◆ **Given instruction**
Present every line in which the string "this" appears.

◆ **Stored records**
'''

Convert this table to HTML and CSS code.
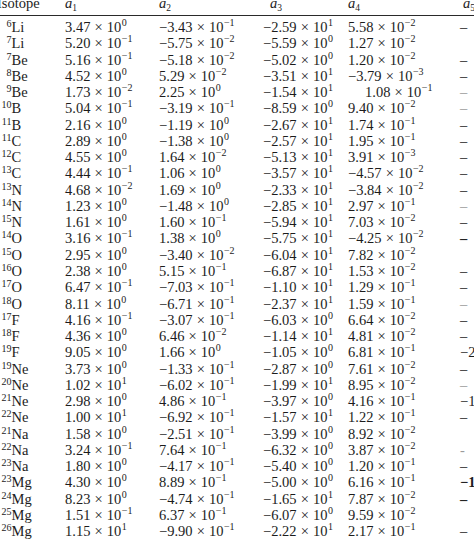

'''
'''

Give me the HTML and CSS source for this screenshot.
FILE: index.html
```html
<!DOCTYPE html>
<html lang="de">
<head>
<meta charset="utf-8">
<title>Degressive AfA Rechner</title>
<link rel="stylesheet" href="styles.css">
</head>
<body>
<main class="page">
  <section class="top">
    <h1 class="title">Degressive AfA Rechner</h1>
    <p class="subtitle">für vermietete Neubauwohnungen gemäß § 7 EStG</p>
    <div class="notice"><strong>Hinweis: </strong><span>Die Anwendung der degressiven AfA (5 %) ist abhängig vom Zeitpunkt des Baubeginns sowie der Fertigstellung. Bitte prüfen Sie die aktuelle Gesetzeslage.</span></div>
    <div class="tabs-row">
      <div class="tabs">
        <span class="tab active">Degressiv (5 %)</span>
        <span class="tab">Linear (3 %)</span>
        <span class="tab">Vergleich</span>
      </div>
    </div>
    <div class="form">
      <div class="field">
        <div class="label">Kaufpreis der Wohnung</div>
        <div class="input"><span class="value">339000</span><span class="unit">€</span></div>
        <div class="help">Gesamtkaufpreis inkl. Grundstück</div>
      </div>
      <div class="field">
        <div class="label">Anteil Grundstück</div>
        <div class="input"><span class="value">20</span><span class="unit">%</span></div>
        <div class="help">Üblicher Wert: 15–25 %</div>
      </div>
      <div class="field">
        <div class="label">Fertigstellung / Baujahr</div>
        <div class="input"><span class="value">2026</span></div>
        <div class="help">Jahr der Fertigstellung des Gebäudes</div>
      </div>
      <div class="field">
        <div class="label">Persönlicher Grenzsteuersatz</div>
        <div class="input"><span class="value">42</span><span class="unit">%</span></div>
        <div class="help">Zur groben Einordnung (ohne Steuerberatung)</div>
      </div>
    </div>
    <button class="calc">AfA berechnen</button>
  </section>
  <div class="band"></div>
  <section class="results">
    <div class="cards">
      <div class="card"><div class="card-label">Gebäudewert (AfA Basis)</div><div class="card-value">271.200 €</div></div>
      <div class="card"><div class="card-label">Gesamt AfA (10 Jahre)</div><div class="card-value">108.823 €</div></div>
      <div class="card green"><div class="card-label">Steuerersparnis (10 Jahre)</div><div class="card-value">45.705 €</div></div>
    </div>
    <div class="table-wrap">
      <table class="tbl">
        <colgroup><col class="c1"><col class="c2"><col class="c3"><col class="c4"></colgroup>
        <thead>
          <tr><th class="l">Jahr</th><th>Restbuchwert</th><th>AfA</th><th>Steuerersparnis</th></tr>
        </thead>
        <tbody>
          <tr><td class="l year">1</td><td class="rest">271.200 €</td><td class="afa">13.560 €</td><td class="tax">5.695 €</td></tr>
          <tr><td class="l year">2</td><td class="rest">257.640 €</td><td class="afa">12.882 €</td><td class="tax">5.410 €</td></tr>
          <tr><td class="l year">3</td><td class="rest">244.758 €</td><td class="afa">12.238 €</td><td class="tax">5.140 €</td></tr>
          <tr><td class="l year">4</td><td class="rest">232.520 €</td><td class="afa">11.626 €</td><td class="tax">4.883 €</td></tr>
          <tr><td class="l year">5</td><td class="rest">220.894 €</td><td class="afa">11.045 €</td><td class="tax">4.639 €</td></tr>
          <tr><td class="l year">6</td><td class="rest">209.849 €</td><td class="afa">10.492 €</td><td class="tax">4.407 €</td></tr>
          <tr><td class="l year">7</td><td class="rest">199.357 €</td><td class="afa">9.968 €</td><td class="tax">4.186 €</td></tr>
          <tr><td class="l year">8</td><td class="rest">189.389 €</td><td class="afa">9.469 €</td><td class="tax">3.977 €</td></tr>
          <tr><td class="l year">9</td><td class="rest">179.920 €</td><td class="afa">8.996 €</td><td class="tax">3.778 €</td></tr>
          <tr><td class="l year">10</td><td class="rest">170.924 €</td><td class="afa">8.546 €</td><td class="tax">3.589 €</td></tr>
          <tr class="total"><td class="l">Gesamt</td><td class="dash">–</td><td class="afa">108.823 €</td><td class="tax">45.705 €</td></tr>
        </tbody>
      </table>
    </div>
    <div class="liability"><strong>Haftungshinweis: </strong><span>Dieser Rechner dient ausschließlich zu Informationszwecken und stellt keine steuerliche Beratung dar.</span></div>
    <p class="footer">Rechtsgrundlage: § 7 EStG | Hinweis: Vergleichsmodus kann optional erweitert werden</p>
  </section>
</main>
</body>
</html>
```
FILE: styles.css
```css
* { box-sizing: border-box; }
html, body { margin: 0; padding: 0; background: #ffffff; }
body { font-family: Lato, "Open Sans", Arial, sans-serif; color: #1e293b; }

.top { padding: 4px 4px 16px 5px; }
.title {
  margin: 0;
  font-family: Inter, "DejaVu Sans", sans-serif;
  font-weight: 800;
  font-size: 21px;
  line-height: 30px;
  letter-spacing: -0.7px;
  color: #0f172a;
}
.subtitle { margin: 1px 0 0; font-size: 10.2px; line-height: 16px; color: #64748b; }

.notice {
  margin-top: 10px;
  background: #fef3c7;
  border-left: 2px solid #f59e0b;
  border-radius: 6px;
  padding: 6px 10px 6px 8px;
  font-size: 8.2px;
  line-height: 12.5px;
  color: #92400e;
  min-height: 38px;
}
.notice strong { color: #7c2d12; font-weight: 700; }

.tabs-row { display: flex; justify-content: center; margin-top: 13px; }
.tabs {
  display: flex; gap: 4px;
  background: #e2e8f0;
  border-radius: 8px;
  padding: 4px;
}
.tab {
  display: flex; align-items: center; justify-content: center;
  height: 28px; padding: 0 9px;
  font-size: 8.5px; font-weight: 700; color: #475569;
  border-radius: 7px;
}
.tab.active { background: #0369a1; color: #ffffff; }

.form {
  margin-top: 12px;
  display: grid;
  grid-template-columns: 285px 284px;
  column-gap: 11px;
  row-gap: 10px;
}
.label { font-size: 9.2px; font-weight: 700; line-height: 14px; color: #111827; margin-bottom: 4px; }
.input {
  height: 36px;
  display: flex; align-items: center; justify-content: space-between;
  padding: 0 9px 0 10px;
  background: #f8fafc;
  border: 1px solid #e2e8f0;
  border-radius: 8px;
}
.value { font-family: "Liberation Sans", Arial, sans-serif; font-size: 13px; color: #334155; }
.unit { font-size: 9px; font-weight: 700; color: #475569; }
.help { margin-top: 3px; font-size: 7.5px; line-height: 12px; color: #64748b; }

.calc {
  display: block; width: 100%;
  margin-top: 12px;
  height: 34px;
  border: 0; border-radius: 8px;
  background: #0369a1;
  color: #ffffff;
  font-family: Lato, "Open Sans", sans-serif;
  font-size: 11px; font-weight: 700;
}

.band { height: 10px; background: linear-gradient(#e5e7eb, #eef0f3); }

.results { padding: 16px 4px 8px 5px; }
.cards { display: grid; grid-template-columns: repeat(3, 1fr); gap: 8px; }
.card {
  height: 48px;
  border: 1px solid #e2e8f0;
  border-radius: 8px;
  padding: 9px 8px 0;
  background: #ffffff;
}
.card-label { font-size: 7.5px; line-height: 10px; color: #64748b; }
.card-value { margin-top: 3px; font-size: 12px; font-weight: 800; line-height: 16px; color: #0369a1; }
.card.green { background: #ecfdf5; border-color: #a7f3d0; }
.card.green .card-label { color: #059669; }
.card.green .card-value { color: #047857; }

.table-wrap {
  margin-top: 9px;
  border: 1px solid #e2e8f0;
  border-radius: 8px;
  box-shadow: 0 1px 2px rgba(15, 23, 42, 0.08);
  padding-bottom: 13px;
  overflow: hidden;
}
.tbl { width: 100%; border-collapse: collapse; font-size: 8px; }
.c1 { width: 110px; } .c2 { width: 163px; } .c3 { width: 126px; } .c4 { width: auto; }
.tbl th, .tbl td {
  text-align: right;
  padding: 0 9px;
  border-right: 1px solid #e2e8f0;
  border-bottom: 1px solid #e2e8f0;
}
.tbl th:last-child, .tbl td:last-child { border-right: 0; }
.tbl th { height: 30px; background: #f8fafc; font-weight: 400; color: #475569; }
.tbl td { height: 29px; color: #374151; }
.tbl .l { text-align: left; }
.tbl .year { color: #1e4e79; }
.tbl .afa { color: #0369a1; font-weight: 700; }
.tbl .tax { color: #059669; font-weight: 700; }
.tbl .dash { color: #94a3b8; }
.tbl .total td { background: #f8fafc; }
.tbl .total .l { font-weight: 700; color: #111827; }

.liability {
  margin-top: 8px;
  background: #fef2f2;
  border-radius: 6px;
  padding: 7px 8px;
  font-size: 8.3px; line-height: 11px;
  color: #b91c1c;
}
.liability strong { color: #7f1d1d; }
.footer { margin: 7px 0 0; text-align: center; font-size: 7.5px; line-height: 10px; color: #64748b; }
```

'''

◆ **Reply**
Convert this table to HTML and CSS code.
Give me the HTML and CSS source for this screenshot.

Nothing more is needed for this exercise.